In the present case, the Supreme Court has reiterated the mandate of Section 28 (3) of the Arbitration Act, by stating that an Arbitral Tribunal must decide the dispute by taking into account the terms of the contract and while doing so if two views are possible, the Arbitral Tribunal is justified in taking one of the views. Thus, ground of interference will not be available under Section 34 of the Arbitration Act, merely because another view is possible. However, if the Arbitral Tribunal takes a view which is not even possible, or it takes a view which no fair-minded person could have taken, then the same would be against the public policy of India and thus, liable to be set aside. The Supreme Court also acknowledged existence of unjust enrichment as a ground flowing from public policy of India. In this case the Supreme Court interfered with the award on perversity as well as unjust enrichment.

Footnotes

1. Patel Engineering Ltd. v. North Eastern Power Corporation Ltd., 2020 SCC OnLine SC 466

2. Associate Builders v. Delhi Development Authority, (2015) 3 SCC 49

3. Ssangyong Engineering and Construction Company Limited v. National Highways Authority of India, (2019) 15 SCC 131.

4. North Eastern Electric Power Corporation Ltd. v.Patel Engineering Ltd, 2019 SCC OnLine Megh 30

5. Patel Engineering Ltd. Unity Infrastructure (JV) v. North Eastern Electric Power Corporation Ltd., Special Leave Petition (Civil) Nos. 13629-13631 of 2019.

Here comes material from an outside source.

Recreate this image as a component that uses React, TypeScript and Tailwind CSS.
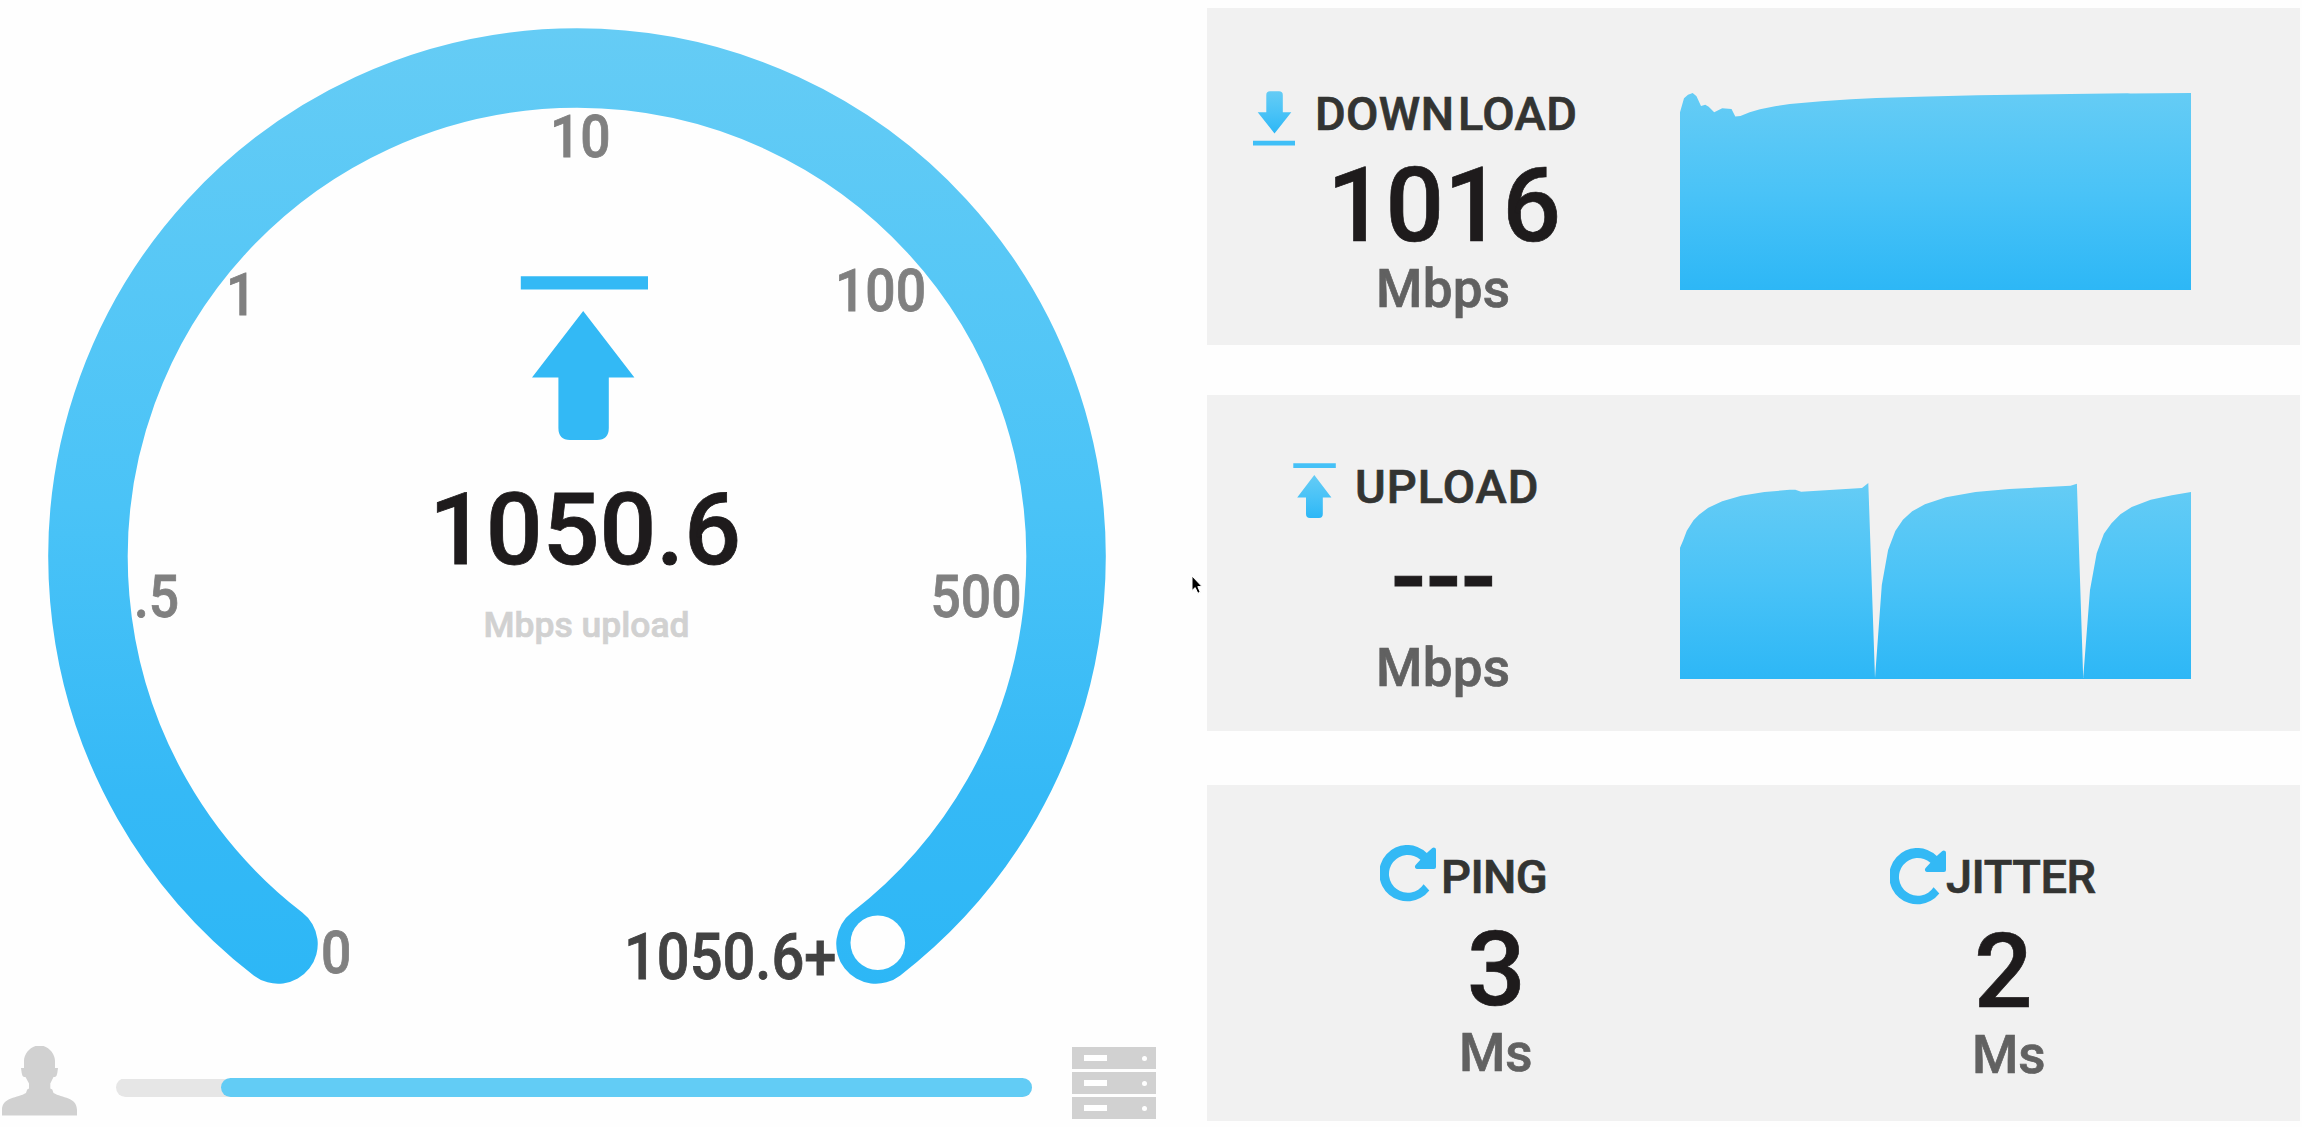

6. Oil and Natural Gas Corporation Ltd. v. Saw Pipes Ltd., (2003) 5 SCC 705

7. Oil and Natural Gas Corporation Ltd. v. Western Geco International Limited, (2014) 9 SCC 263

8. Board of Control for Cricket in India v. Kochi Cricket Pvt. Ltd. and Etc., (2018) 6 SCC 287.

9. Angerlehner Structural and Civil Engineering Co. v. Municipal Corporation of Greater Mumbai, Bombay High Court, Arbitration Petition Nos. 162 of 2009 and 925 of 2012, Decided on 31.03.2017.